Simulacra – strategies of selves is Nusra Latif Qureshi’s first solo exhibition since joining Sutton Gallery in 2012. The exhibition features a series of digital prints that investigate ideas of identity and self-perception.
Nusra Latif Qureshi trained in Lahore in the Mughal miniature painting tradition and has developed a distinct and rich visual arts practice that engages with the visual histories of South Asia. Her work reveals a complex negotiation of stereotypes and the perceived past, presenting history as a collection of overlapping fragments rearranged to construct new narratives. Since moving to Melbourne in 2001, Qureshi’s work has also increasingly reflected upon her personal experience of being an immigrant woman in Australian society.
For Simulacra – strategies of selves, Qureshi has utilised cultural markers in their most obvious and explicit forms – clothing, jewellery and make-up – to craft a shifting and ambiguous identity. In some images the subject wears a white mask, chosen for its many charged social and post-colonial associations.
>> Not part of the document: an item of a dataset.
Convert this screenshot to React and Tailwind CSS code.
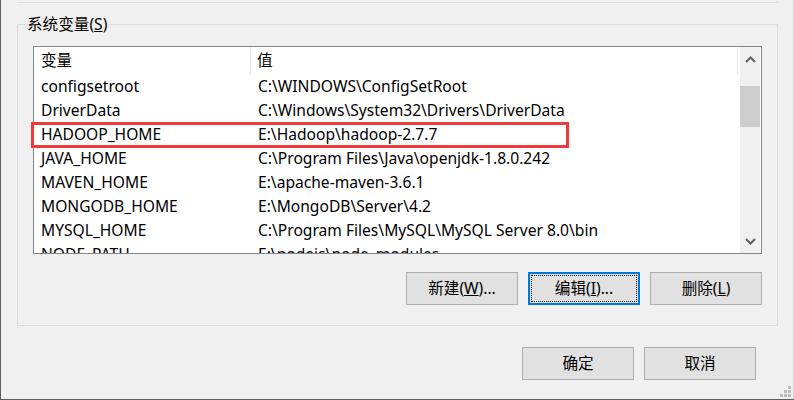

Qureshi chose to engage the medium of photography for these works, given its distinct role in the formation and presentation of personal identity. Qureshi describes the photograph as ‘a space where self-perception conjoins, dissects, separates and faces the perceptions of the other … the aim of these photo-pictures is to address the absurdity of the perception that a single, formative identity must define a person’.
Although known for her miniature paintings, Qureshi has previously engaged the photographic medium to create the bold, large-scale work Did you come here to find history?, a nearly nine metre long digital print on transparent film produced for the 53rd Venice Biennale in 2009, which was subsequently exhibited at the National Portrait Gallery, Canberra, and recently acquired by the Tate in the UK.
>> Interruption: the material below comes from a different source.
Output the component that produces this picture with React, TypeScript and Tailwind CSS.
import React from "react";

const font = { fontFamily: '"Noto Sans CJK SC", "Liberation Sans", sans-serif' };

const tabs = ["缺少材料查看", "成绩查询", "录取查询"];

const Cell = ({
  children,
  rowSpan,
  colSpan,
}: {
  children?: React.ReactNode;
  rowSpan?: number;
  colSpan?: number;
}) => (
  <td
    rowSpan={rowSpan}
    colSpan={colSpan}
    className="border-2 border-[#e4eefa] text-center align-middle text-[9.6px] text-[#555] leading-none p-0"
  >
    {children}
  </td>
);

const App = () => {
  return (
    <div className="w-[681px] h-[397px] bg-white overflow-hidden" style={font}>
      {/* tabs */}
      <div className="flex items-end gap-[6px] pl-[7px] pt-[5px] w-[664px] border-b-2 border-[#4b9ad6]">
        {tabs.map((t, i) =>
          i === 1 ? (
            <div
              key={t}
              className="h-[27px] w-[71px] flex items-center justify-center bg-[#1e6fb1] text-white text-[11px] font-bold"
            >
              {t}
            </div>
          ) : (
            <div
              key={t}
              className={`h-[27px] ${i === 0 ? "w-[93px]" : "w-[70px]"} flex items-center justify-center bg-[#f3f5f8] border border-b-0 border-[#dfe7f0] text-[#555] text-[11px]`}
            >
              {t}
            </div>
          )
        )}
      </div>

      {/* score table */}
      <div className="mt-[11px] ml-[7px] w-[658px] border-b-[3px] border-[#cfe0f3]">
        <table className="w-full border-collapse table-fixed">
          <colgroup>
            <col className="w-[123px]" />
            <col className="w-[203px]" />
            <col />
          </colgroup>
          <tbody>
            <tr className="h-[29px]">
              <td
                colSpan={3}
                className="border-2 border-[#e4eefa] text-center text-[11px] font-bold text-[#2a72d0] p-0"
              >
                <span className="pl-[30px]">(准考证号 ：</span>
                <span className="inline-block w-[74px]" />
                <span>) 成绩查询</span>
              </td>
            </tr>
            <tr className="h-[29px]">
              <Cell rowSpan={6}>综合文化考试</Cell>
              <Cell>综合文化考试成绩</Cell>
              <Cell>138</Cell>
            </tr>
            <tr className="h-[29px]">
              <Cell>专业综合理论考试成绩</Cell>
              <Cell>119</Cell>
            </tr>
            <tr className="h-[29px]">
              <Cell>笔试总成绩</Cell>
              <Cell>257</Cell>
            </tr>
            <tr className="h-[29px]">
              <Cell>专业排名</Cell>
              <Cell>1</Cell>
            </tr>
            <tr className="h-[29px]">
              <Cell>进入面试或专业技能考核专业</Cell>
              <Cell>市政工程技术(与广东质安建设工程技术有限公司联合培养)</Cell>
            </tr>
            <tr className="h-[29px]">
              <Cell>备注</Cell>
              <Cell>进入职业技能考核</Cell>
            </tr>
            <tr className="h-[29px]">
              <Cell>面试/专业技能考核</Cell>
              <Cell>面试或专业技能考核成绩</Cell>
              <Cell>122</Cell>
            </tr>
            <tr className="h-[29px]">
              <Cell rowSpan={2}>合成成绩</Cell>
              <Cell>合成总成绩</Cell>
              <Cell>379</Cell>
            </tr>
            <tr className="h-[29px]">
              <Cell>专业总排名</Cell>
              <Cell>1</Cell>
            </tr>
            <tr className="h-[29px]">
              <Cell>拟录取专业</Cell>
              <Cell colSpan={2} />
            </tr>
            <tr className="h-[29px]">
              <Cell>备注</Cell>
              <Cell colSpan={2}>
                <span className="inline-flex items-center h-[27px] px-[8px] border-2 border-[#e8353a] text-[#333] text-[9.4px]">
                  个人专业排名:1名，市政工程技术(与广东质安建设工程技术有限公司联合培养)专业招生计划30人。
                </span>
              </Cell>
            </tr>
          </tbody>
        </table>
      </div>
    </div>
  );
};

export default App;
Nusra Latif Qureshi lectured at the National School of Art in Lahore from 1995 to 1999, immigrating to Australia in 2001 to take up postgraduate studies at the Victorian College of the Arts, The University of Melbourne. She has shown in numerous solo and group exhibitions across Asia, Australia, Europe and the United States, including a solo exhibition at Smith College Museum of Art, Northampton, in 2004.
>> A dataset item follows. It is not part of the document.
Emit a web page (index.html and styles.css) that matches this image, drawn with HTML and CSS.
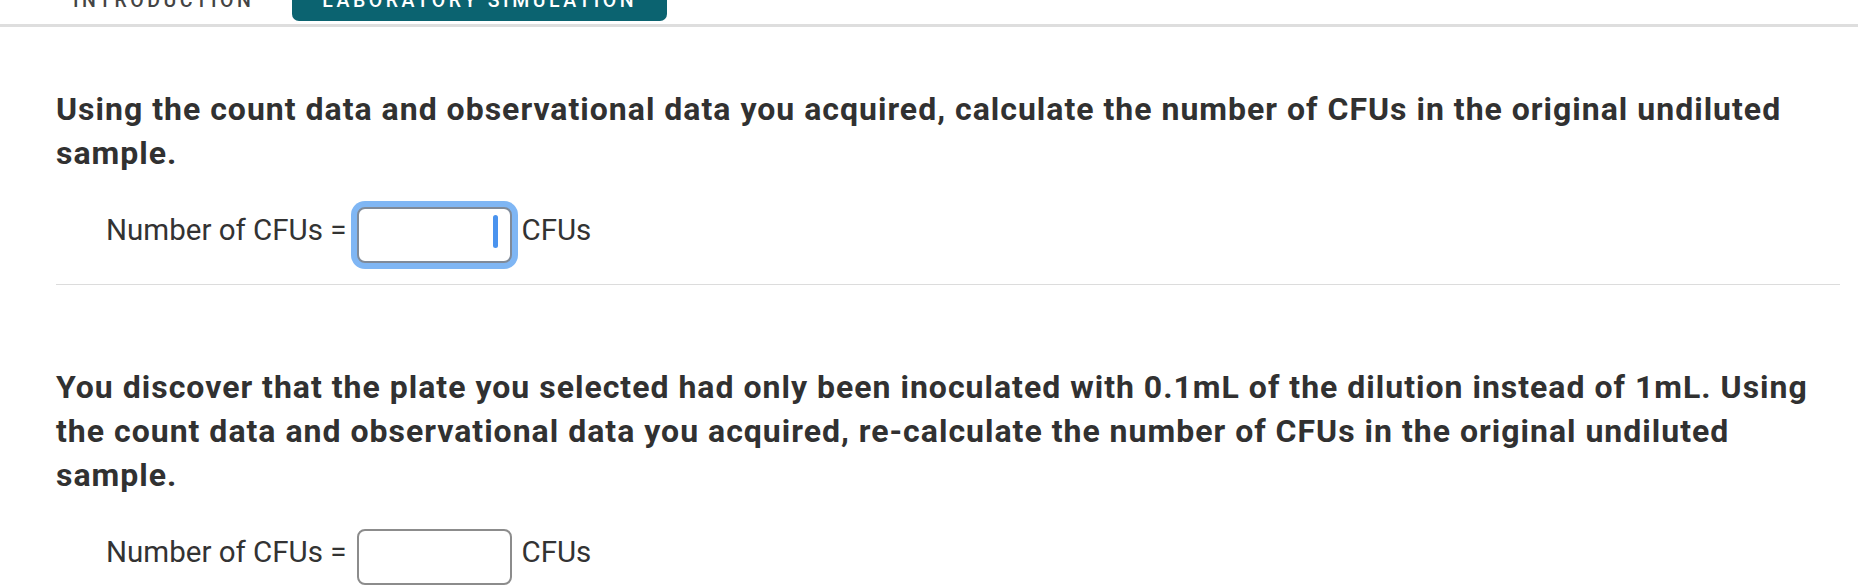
FILE: index.html
```html
<!DOCTYPE html>
<html>
<head>
    <title>Laboratory Simulation</title>
    <link rel="stylesheet" href="styles.css">
</head>
<body>
    <div class="tab-bar"> <!-- Tabs, scrolled partly off the top -->
        <div class="tab">Introduction</div>
        <div class="tab tab-active">Laboratory Simulation</div>
    </div>
    <div class="content">
        <div class="question">
            <p class="question-text">Using the count data and observational data you acquired, calculate the number of CFUs in the original undiluted sample.</p>
            <div class="answer-row">
                <label for="cfu1">Number of CFUs =</label>
                <span class="input-wrap focused">
                    <input type="text" id="cfu1" class="answer-input" />
                    <span class="caret"></span>
                </span>
                <span class="unit">CFUs</span>
            </div>
        </div>
        <div class="question question-last">
            <p class="question-text">You discover that the plate you selected had only been inoculated with 0.1mL of the dilution instead of 1mL. Using the count data and observational data you acquired, re-calculate the number of CFUs in the original undiluted sample.</p>
            <div class="answer-row">
                <label for="cfu2">Number of CFUs =</label>
                <span class="input-wrap">
                    <input type="text" id="cfu2" class="answer-input" />
                </span>
                <span class="unit">CFUs</span>
            </div>
        </div>
    </div>
</body>
</html>
```

FILE: styles.css
```css
body {
    margin: 0;
    background-color: #fff;
    font-family: Roboto, "Liberation Sans", Arial, sans-serif;
    color: #333;
    overflow: hidden;
}

.tab-bar {
    display: flex;
    align-items: flex-start;
    gap: 8px;
    padding-left: 43px;
    margin-top: -21px;
    height: 45px;
    border-bottom: 3px solid #dedede;
}

.tab {
    display: flex;
    align-items: center;
    justify-content: center;
    height: 42px;
    padding: 0 30px;
    font-size: 19.5px;
    font-weight: 500;
    letter-spacing: 3.5px;
    text-transform: uppercase;
    color: #444;
}

.tab-active {
    background-color: #0b6370;
    color: #fff;
    border-radius: 0 0 7px 7px;
}

.content {
    padding: 0 18px 0 56px;
}

.question {
    padding: 60px 0 21px 0;
    border-bottom: 1px solid #dcdcdc;
}

.question-last {
    padding-top: 80px;
    border-bottom: none;
}

.question-text {
    margin: 0;
    font-size: 32px;
    font-weight: 700;
    line-height: 44px;
    letter-spacing: 1px;
    color: #313131;
}

.answer-row {
    display: flex;
    align-items: flex-start;
    margin: 32px 0 0 50px;
    font-size: 29.5px;
    line-height: 46px;
    color: #333;
}

.answer-row label {
    margin-right: 11px;
}

.input-wrap {
    position: relative;
    display: block;
}

.answer-input {
    display: block;
    box-sizing: border-box;
    width: 155px;
    height: 56px;
    border: 2px solid #8c8c8c;
    border-radius: 8px;
    background: #fff;
    outline: none;
}

.focused .answer-input {
    border-color: #7f8a99;
    box-shadow: 0 0 0 6px #7fb6f4;
}

.caret {
    position: absolute;
    top: 8px;
    right: 14px;
    width: 5px;
    height: 33px;
    border-radius: 3px;
    background-color: #4a93ee;
}

.unit {
    margin-left: 9px;
}
```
Other selected exhibitions include: Air born, McClelland Gallery & Sculpture Park, Langwarrin, Victoria, 2013; Nothing to Declare?, The Academy of Arts, Brandenburger Tor, Berlin, 2013; Negotiating This World: Contemporary Australian Art, National Gallery of Victoria, Melbourne, 2012; Sub-Tropical Heat: New Art from South Asia, Govett-Brewster Art Gallery, New Zealand, 2012; Beyond the Self, National Portrait Gallery, Canberra, 2011; Realms of Intimacy: Miniaturist Practice from Pakistan, Contemporary Arts Center, Cincinnati, 2011; The Rising Tide, Mohatta Palace Museum, Karachi, Pakistan, 2010; Beyond The Page, Pacific Asia Museum, Pasadena, 2010; Living Traditions, National Art Gallery, Islamabad, Pakistan, 2009; East West Divan: Contemporary Art from Iran, Afghanistan and Pakistan, 53rd Venice Biennale, 2009; An Ever Expanding Universe, Perth Institute of Contemporary Arts, 2008; 5th Asia-Pacific Triennial Queensland Art Gallery, Brisbane, 2006; Karkhana: A Contemporary Collaboration, Aldrich Contemporary Art Museum, Connecticut, and
San Francisco Asian Art Museum, 2005; and Beyond Borders: Art of Pakistan, National Gallery of Modern Art, Mumbai, 2005. Earlier this year Qureshi was invited by the Australian Tapestry Workshop to create a tapestry in celebration of the Queen’s Diamond Jubilee.